## RECORDS PROVIDED
◇ ◇ ◇ ◇
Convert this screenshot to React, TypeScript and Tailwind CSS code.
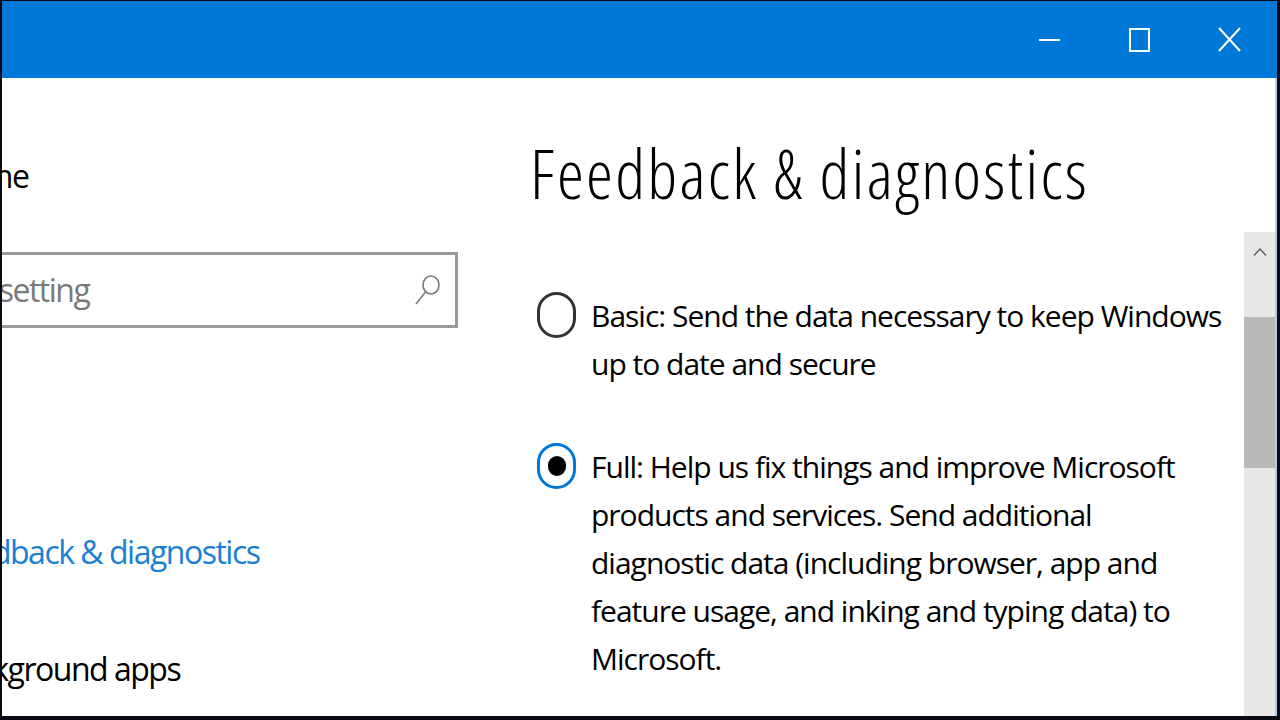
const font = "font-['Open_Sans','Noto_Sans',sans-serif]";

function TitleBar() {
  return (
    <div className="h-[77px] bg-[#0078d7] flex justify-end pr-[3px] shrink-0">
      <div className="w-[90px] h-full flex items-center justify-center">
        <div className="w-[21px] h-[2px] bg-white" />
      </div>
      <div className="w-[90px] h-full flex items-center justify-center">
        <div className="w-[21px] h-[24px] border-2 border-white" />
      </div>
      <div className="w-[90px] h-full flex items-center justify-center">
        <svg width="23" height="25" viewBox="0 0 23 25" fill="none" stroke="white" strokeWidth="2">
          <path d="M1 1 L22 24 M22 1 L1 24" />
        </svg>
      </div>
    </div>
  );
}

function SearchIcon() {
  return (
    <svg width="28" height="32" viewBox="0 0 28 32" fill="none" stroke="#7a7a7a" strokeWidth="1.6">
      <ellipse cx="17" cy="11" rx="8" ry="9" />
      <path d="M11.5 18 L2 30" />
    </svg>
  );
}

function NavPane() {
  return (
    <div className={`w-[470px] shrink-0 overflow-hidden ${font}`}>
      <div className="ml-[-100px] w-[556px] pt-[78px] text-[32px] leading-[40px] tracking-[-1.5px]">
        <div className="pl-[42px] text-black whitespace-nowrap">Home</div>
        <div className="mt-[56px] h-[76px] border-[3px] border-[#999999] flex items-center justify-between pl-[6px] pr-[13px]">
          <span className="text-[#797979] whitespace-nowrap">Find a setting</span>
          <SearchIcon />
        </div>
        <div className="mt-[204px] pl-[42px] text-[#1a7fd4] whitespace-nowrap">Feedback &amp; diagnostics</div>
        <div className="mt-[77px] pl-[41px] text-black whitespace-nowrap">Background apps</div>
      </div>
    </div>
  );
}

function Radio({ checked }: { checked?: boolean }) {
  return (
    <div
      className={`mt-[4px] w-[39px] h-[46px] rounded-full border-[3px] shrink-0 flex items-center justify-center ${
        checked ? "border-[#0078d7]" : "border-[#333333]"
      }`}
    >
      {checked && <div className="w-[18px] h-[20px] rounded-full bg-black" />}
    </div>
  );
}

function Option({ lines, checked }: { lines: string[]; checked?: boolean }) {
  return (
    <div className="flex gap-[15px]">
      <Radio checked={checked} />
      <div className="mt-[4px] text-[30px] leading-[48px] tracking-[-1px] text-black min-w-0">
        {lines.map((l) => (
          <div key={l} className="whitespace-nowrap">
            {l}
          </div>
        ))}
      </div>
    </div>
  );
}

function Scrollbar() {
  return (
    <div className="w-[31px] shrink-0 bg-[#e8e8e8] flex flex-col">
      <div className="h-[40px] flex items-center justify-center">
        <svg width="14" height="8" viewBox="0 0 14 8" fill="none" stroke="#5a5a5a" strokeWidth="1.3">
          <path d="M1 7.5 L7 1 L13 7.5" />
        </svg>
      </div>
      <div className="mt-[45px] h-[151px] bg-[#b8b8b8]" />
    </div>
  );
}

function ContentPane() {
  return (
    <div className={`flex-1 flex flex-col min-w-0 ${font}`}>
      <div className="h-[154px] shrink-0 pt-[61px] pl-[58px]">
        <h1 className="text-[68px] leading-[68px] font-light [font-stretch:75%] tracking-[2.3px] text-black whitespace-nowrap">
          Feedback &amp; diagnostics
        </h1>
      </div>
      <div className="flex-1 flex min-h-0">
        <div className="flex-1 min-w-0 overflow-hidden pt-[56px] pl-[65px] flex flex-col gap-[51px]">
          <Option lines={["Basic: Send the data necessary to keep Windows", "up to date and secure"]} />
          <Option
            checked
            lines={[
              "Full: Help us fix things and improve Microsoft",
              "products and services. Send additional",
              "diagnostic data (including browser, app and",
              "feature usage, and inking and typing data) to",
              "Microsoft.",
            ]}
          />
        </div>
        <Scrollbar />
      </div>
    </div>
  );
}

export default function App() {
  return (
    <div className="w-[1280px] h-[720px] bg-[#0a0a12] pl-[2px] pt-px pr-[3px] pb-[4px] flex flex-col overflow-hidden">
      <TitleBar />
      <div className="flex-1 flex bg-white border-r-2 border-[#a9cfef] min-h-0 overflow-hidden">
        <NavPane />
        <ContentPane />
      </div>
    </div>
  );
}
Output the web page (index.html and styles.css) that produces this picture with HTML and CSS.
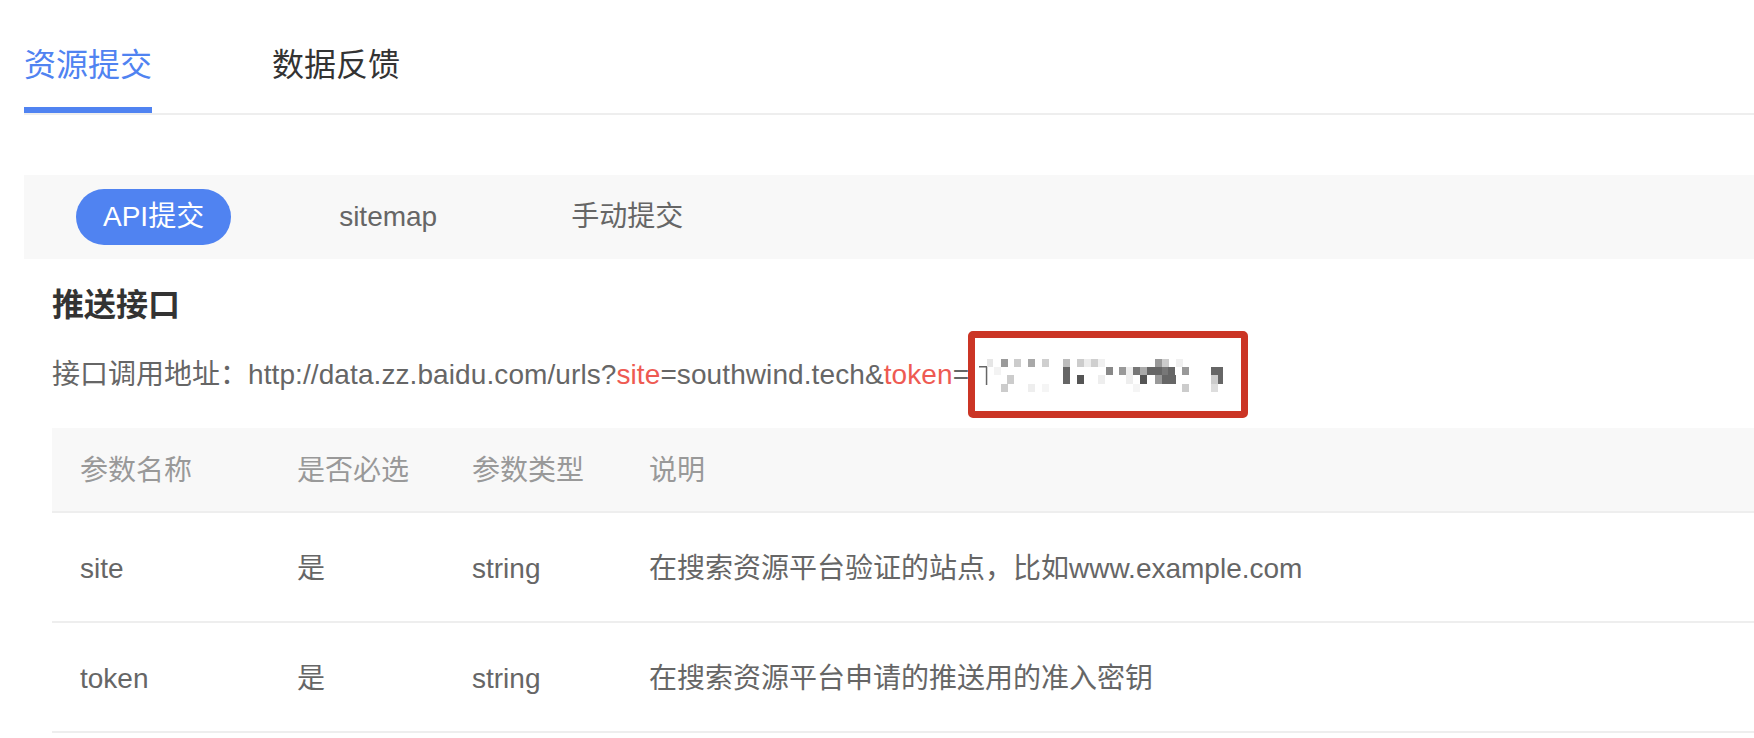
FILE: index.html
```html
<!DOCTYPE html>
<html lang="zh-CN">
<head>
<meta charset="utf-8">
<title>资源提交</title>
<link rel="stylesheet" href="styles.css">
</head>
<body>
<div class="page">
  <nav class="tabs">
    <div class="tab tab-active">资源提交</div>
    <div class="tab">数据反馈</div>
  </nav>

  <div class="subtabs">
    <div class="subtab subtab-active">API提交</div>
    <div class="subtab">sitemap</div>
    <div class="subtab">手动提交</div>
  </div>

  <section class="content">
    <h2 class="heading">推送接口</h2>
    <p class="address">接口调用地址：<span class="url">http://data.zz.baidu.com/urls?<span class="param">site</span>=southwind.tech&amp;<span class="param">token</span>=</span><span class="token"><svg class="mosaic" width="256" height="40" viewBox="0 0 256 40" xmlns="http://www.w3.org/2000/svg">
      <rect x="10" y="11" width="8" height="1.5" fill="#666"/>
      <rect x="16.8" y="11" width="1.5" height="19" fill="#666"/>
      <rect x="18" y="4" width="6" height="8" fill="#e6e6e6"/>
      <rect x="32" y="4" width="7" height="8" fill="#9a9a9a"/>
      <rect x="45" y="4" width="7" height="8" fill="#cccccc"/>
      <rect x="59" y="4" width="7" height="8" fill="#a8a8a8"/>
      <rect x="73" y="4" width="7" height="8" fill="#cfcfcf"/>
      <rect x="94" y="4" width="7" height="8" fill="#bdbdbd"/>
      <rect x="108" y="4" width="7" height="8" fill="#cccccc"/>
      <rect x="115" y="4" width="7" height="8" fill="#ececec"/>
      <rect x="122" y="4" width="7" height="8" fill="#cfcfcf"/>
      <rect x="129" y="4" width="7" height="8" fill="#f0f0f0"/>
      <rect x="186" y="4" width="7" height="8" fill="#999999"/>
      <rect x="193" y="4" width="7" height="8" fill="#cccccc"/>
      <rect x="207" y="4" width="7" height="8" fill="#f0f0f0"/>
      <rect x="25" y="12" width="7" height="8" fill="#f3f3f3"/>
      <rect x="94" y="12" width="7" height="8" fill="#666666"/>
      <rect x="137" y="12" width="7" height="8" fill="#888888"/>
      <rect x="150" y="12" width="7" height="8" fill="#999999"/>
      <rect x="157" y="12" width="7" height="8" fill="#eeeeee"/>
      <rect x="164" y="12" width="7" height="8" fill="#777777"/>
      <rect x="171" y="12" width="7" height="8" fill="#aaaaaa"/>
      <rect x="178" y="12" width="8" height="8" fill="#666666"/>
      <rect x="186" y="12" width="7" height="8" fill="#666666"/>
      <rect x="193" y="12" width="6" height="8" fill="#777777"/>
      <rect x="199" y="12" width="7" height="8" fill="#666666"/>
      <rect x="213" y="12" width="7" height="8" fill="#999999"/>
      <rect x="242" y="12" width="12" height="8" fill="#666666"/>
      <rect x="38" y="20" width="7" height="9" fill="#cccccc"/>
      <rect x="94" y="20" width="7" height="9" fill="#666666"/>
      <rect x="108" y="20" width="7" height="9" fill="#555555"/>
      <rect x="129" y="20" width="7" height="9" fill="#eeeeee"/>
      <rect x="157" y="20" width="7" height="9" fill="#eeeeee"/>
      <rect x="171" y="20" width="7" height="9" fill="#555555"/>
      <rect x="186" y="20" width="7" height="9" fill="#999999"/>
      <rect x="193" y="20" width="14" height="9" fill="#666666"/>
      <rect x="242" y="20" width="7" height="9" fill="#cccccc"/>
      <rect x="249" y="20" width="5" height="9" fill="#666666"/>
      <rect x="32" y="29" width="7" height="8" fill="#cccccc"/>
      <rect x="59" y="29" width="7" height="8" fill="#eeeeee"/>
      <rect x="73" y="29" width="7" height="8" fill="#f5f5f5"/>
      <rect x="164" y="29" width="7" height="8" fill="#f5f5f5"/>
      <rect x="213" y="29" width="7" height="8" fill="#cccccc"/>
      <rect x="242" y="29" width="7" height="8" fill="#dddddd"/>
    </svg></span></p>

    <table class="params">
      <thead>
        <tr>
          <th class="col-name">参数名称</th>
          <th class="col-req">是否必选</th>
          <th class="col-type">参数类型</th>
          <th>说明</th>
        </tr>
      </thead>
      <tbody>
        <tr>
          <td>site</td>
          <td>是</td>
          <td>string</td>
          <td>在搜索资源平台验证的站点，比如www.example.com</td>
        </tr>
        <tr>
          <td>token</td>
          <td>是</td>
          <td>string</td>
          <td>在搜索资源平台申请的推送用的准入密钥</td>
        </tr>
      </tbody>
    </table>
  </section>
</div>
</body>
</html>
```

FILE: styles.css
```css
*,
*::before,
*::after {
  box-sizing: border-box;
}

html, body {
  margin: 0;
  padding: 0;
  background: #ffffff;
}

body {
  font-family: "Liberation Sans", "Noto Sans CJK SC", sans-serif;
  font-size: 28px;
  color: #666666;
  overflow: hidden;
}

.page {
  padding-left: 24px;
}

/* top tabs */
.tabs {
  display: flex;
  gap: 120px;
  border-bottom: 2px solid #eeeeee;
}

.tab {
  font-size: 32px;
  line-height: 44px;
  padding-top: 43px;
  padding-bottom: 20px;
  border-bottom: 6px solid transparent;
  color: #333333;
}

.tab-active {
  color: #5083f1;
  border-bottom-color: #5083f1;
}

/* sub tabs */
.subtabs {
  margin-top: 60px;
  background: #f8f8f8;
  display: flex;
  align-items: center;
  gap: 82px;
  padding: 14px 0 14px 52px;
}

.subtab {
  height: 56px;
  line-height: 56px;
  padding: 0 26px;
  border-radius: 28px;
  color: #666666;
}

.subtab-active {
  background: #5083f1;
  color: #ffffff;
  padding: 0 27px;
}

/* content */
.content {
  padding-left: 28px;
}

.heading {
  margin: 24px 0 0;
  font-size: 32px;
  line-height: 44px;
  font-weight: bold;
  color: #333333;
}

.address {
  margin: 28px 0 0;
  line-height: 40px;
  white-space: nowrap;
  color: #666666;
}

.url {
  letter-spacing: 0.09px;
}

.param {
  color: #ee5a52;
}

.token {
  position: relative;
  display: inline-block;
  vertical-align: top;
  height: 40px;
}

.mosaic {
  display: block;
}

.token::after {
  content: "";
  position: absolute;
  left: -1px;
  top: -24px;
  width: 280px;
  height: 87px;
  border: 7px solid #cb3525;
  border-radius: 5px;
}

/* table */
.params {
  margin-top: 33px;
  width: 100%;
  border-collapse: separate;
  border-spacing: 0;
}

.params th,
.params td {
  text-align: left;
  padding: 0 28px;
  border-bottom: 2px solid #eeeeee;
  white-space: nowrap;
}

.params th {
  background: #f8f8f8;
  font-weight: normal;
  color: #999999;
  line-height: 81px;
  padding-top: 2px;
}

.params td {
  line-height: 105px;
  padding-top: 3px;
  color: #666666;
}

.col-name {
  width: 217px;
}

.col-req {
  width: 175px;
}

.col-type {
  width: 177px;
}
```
◇ ◇ ◇ ◇
## WHAT IS EXPECTED
Pull out all lines in the data above that include "this".

## EXERCISE OUTPUT
Convert this screenshot to React, TypeScript and Tailwind CSS code.
Output the web page (index.html and styles.css) that produces this picture with HTML and CSS.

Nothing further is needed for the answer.